◆ **Given exercise**
Write out every line below that includes the word "this".

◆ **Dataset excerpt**
-- START --
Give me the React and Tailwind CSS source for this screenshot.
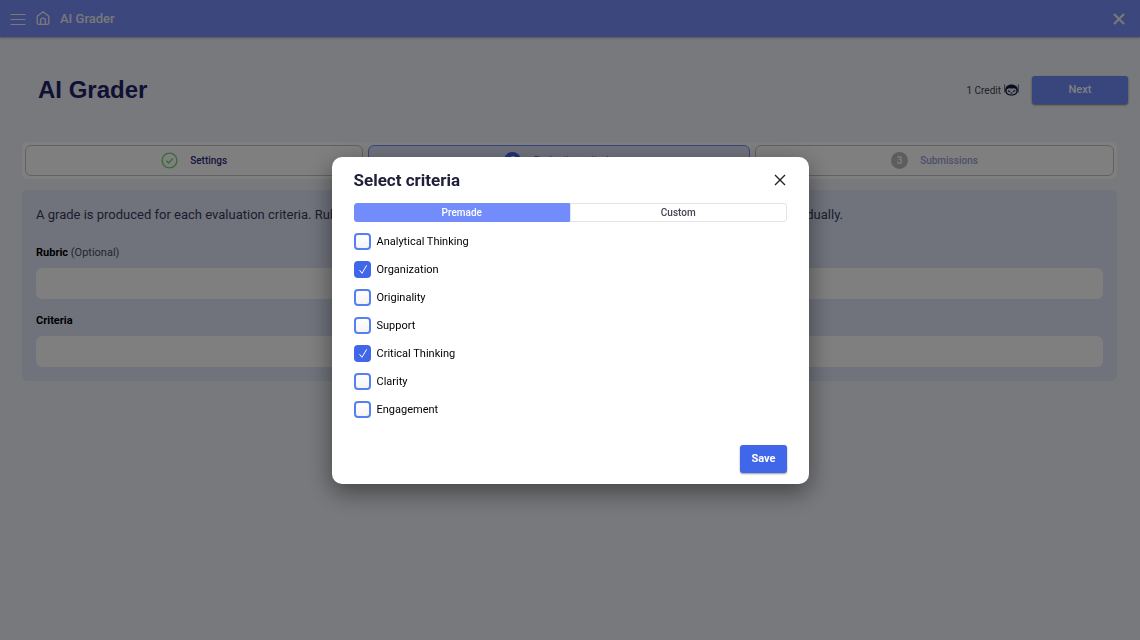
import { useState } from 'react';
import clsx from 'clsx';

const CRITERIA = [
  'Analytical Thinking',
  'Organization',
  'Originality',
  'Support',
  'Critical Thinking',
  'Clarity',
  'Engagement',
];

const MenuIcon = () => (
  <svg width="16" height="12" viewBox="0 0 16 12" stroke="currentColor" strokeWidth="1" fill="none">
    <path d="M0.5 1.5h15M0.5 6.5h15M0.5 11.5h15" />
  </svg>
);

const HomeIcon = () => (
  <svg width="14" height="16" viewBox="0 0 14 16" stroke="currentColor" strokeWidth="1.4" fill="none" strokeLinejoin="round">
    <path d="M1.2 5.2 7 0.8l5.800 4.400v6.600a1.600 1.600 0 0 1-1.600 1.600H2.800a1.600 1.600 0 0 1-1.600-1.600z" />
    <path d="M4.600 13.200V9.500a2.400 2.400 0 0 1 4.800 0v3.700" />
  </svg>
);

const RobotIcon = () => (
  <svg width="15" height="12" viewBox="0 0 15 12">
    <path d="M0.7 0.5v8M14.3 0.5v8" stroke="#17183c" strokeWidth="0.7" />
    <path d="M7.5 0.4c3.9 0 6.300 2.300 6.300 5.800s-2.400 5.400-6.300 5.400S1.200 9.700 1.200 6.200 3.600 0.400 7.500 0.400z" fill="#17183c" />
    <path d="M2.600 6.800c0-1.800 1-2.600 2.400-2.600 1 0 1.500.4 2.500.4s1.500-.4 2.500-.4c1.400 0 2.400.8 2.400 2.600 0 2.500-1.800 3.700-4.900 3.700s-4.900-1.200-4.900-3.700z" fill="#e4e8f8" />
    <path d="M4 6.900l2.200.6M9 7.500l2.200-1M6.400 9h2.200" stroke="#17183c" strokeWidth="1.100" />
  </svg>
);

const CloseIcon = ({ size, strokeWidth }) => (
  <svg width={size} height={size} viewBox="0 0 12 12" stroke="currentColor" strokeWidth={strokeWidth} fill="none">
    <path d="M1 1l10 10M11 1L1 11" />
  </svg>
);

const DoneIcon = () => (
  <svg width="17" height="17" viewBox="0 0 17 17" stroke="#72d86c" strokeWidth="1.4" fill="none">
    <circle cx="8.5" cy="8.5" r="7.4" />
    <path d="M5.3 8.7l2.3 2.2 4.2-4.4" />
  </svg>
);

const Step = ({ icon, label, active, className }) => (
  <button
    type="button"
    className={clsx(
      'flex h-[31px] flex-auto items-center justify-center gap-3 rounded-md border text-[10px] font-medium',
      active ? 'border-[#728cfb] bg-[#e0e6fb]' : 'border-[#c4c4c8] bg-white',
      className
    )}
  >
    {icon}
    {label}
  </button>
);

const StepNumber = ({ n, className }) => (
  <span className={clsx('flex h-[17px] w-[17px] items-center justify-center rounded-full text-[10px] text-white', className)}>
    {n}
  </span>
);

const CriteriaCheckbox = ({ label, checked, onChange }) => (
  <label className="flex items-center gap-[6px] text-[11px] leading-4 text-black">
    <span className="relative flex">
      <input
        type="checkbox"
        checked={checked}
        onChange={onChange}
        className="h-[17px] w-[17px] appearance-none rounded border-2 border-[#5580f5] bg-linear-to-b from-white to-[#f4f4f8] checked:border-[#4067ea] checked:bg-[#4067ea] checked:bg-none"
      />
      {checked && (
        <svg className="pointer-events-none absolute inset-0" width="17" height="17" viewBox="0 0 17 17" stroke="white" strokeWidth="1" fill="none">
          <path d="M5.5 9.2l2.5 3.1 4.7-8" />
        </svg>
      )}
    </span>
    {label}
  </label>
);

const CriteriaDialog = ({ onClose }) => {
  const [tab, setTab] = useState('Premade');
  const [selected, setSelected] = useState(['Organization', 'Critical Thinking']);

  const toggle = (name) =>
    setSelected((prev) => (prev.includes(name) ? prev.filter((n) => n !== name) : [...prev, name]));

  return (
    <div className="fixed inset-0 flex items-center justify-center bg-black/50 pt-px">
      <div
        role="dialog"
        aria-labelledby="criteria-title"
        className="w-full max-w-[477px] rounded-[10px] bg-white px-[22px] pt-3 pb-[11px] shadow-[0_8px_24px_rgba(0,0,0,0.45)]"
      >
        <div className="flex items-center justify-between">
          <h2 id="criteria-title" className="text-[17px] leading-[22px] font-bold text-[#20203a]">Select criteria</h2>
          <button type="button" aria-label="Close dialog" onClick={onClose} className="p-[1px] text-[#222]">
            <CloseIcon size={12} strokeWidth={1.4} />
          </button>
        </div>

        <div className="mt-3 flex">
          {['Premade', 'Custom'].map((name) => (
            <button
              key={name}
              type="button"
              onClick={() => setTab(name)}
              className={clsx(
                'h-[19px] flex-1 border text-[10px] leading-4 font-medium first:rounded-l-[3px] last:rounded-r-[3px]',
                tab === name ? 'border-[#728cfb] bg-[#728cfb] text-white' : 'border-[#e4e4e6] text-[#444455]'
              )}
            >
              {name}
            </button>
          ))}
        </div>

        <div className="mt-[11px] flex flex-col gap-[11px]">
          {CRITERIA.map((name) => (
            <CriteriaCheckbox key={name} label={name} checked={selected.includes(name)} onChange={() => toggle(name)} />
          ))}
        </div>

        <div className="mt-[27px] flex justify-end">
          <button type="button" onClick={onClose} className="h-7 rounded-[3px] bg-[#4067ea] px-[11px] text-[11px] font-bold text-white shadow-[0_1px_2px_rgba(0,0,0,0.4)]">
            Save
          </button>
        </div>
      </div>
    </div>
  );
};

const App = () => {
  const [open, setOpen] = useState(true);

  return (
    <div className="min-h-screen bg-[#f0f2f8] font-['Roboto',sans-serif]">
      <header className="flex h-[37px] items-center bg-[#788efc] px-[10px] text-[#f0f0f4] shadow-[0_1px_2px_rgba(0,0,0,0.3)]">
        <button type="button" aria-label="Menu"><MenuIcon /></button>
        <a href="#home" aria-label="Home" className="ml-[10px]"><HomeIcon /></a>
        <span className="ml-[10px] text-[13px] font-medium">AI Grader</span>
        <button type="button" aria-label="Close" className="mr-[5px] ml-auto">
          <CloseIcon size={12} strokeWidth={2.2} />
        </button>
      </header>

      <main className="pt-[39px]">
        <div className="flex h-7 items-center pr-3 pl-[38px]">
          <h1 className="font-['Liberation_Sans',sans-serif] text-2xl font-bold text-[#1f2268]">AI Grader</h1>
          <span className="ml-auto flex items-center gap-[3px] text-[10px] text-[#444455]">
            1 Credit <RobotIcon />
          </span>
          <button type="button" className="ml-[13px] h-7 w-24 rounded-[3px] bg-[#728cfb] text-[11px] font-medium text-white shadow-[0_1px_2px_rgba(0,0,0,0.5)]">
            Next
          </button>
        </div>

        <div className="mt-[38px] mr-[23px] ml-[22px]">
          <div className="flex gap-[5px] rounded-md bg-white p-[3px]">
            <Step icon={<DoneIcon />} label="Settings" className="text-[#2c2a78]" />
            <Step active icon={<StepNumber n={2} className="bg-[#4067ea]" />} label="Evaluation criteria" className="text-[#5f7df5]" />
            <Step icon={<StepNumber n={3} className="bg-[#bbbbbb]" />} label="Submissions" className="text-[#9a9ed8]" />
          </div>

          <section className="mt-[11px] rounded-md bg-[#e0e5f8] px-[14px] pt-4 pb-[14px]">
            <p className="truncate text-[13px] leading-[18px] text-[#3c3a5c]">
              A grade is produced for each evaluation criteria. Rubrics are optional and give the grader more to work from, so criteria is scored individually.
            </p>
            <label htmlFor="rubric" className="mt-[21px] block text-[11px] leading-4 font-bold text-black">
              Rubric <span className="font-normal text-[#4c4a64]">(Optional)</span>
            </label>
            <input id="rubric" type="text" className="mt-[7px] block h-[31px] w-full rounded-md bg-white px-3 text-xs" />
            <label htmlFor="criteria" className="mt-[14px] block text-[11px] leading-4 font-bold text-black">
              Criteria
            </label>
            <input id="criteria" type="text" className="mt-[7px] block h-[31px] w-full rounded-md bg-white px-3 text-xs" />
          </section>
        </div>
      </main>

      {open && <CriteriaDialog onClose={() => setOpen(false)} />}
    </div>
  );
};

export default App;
-- END --
-- START --
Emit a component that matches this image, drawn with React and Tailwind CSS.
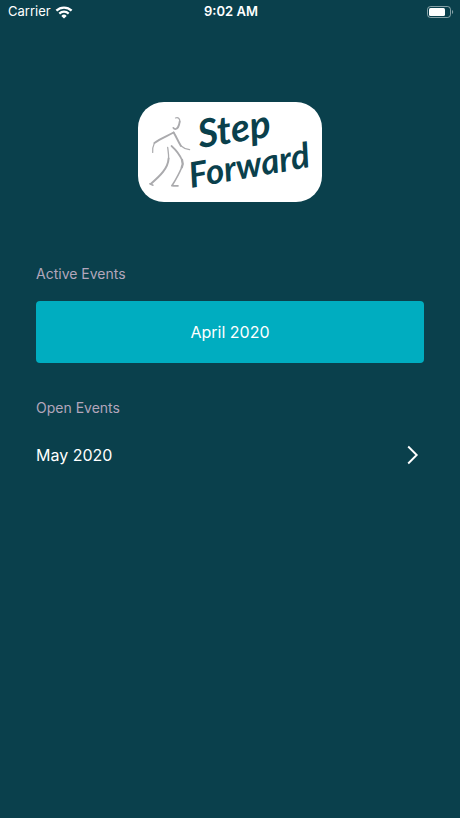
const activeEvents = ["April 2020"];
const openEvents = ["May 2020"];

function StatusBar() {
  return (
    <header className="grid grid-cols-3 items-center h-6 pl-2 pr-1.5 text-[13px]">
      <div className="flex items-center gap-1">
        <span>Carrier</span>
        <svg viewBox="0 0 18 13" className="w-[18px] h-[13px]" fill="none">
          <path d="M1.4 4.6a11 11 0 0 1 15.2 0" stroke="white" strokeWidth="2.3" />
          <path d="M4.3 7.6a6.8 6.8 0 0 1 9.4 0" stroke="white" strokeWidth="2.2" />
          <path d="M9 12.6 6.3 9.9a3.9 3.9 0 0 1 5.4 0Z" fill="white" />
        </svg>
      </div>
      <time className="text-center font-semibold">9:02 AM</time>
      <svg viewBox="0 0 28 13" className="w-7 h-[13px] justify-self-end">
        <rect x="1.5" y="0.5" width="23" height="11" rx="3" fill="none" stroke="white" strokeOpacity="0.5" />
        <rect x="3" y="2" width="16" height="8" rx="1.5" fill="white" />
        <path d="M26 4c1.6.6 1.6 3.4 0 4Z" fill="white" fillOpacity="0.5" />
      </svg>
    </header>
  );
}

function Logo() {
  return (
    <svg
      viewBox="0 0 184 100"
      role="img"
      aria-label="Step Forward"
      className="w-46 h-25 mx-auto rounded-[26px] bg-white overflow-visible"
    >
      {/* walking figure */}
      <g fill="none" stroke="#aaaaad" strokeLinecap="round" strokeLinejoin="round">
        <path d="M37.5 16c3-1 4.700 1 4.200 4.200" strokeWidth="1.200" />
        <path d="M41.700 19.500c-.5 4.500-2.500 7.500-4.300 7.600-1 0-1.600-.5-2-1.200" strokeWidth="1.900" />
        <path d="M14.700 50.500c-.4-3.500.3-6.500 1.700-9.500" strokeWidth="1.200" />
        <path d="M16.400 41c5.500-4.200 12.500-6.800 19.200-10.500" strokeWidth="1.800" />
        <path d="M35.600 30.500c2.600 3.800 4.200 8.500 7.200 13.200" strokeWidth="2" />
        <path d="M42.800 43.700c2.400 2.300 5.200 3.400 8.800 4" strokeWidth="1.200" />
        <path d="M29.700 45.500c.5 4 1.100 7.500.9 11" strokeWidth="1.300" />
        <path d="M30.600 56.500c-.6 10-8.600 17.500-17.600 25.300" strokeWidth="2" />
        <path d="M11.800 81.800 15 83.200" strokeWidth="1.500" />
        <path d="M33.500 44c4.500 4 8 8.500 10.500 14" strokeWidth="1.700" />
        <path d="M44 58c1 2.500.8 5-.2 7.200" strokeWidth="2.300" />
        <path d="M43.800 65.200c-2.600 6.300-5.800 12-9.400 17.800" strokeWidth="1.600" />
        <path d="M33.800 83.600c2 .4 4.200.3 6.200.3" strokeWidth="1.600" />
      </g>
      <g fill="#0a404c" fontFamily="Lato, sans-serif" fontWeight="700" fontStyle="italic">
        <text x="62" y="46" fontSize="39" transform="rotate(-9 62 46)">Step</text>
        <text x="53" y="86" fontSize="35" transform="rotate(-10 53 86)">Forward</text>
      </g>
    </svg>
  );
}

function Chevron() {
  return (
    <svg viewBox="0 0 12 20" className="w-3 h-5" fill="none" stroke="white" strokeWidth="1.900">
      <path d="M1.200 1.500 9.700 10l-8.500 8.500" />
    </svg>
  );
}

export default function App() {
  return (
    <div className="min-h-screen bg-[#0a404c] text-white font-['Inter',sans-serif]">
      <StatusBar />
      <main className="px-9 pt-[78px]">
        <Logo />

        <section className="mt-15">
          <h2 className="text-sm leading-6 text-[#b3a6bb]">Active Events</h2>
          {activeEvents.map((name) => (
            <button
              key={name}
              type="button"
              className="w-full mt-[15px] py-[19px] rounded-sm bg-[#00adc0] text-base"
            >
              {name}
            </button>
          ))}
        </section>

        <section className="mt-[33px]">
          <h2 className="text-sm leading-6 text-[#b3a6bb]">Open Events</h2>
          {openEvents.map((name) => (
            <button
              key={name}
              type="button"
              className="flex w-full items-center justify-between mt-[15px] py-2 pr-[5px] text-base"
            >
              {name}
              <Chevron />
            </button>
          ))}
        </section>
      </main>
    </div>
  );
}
-- END --
◆ **Expected output**
Give me the React and Tailwind CSS source for this screenshot.
Emit a component that matches this image, drawn with React and Tailwind CSS.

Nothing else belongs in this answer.